VA: Four cases in one day: Gant not preserved; “right result, wrong reason”

Defendant’s vehicle was searched incident to his arrest for public intoxication, and it was [supposedly] valid at the time. Gant was decided after, and the question of search incident was never raised until appeal, so Gant can’t apply. McGhee v. Commonwealth, 280 Va. 620, 701 S.E.2d 58 (2010).*

The officer received an anonymous tip that defendant had warrants for his arrest which was confirmed by dispatch; while he didn’t know whether they were for misdemeanors or felonies, that did not matter. The corroboration of a tip here would have to be applied differently than a tip of facts justifying a stop rather than existence of an arrest warrant. Sidney v. Commonwealth, 280 Va. 517, 702 S.E.2d 124 (2010).*

The “right result, wrong reason” doctrine saves this search of defendant’s person because the officer actually had probable cause before the patdown.
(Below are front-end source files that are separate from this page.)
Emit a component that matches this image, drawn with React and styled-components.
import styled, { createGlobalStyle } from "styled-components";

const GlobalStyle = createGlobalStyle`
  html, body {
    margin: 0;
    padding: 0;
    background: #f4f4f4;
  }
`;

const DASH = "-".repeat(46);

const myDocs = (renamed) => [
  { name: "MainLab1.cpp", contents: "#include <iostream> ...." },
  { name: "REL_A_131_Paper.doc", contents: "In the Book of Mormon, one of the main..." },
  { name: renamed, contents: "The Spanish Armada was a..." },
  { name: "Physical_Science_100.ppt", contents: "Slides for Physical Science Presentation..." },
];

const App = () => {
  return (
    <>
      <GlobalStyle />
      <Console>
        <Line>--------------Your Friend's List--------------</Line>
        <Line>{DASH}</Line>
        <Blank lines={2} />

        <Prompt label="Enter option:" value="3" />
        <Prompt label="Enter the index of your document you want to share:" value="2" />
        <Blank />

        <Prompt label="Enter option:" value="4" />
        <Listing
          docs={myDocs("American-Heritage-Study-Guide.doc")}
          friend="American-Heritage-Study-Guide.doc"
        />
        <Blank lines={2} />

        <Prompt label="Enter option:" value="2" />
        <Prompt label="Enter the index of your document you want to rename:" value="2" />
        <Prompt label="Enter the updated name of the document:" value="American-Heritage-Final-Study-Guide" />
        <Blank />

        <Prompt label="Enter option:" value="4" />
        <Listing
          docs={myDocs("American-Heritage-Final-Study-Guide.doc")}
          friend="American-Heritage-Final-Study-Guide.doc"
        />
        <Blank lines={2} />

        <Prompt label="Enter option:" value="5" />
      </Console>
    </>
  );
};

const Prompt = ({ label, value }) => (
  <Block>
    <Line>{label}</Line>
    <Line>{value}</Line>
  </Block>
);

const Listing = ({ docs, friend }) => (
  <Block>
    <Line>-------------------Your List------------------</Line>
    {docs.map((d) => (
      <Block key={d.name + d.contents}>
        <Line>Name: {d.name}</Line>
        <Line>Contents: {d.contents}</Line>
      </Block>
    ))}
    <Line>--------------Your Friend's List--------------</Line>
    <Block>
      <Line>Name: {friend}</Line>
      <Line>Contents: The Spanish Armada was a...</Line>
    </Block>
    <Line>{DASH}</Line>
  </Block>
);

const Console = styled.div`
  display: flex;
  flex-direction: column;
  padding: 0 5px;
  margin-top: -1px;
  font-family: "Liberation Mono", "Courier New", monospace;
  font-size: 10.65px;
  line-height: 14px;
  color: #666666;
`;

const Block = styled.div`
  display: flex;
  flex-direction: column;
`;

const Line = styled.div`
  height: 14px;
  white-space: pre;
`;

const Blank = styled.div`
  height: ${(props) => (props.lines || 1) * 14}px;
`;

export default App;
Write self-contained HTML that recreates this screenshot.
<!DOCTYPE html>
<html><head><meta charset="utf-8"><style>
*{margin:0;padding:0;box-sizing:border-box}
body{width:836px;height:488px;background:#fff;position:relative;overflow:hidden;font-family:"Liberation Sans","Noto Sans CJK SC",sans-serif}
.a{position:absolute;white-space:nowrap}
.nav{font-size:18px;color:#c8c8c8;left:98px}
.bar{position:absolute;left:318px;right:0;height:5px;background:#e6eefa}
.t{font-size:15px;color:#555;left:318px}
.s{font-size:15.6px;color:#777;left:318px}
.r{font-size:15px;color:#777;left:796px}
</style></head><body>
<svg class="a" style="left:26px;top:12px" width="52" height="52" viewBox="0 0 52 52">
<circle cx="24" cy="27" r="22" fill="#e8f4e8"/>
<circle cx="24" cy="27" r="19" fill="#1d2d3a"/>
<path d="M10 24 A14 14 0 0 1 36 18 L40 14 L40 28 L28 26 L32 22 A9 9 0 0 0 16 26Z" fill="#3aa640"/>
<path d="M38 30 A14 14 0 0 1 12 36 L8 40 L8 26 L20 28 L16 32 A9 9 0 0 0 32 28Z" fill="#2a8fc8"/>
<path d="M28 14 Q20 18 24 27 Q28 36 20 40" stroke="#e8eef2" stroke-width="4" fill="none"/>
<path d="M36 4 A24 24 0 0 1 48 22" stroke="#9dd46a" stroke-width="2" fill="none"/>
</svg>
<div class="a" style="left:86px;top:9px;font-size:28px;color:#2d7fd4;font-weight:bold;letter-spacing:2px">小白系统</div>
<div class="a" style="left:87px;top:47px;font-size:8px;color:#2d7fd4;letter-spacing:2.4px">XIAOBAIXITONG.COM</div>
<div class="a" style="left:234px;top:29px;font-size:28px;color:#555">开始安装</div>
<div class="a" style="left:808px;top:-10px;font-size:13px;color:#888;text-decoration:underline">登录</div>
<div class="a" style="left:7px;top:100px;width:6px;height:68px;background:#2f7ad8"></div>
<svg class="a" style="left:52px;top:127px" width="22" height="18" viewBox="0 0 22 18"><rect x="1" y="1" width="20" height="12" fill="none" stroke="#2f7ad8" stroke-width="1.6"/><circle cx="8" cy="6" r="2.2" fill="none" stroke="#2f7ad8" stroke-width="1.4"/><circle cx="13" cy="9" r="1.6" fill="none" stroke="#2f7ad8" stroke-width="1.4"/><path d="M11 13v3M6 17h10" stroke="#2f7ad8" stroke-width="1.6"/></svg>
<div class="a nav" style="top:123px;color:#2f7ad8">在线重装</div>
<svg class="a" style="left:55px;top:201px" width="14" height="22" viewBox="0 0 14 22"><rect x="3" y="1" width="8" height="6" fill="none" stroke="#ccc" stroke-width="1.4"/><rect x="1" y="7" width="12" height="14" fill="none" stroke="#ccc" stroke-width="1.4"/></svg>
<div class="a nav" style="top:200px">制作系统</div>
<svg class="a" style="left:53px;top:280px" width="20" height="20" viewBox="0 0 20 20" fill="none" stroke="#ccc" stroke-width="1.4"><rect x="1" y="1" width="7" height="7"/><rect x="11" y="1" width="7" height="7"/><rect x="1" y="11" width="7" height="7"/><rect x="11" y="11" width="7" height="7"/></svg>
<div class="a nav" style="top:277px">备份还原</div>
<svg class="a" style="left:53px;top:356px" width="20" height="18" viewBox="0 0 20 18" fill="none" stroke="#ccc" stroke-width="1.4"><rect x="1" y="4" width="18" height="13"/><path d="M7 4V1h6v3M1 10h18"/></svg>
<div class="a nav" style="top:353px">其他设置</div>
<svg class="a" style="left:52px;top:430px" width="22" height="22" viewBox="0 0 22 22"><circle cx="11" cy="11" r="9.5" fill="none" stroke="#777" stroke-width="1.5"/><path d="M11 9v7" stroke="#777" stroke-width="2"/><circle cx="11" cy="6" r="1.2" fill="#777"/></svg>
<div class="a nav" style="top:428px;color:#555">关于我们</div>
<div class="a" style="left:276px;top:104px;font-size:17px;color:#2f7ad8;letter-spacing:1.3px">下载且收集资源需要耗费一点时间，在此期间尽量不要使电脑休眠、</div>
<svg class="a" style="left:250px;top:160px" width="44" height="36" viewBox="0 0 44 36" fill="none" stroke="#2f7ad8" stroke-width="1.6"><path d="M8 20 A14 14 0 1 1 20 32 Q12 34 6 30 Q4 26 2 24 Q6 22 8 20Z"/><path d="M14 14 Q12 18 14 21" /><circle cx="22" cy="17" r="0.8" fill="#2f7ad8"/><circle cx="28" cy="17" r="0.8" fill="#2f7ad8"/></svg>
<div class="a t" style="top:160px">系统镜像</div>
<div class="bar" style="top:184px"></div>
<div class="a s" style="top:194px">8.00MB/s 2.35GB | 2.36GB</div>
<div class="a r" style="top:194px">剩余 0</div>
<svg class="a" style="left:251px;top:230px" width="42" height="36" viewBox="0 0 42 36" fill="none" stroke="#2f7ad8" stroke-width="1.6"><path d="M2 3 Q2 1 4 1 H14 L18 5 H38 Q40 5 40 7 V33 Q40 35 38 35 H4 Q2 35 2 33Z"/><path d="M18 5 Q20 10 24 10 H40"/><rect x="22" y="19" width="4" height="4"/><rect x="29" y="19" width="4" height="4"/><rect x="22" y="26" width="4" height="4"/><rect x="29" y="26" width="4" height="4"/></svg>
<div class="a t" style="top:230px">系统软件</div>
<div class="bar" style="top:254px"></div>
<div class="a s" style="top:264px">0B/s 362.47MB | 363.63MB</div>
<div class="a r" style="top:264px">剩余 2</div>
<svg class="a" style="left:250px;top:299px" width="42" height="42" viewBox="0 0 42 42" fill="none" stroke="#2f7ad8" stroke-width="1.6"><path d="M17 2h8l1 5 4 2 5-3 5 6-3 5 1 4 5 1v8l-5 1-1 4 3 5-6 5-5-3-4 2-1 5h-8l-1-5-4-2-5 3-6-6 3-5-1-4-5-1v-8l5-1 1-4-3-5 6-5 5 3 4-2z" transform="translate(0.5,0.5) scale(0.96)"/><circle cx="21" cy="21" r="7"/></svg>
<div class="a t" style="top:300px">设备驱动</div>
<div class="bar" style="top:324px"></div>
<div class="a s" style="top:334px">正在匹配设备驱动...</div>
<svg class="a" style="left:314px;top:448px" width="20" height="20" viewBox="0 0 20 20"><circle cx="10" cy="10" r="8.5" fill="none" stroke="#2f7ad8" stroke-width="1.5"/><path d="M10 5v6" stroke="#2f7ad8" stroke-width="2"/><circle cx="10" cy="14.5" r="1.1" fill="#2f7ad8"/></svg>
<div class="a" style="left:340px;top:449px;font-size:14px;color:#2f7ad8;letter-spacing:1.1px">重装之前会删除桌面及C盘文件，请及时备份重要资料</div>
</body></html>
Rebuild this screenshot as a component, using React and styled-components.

Under this doctrine, all the facts necessary to the conclusion have to have been developed in the trial court, and here they were. The court compared other cases where the rule was not applied because the facts weren’t developed. Perry v. Commonwealth, 280 Va. 572, 701 S.E.2d 431 (2010).*

Following Perry then, the court of appeals erred in alternatively concluding that defendant consented to a search of his jacket when he asked for it on being arrested because the facts were not fully developed on this issue. There was a gun in the jacket, and he was a felon. Banks v. Commonwealth, 2010 Va. LEXIS 274 (November 4, 2010).* [One problem here will be “immediately apparent.” Depending on the gun, the weight of a gun in a jacket would be “immediately apparent” to anyone picking up the jacket, akin to “plain feel” under Dickerson. See where this is going? I’m not telling the prosecutors anything they probably won’t figure out on their own, even assuming they ever read this website.]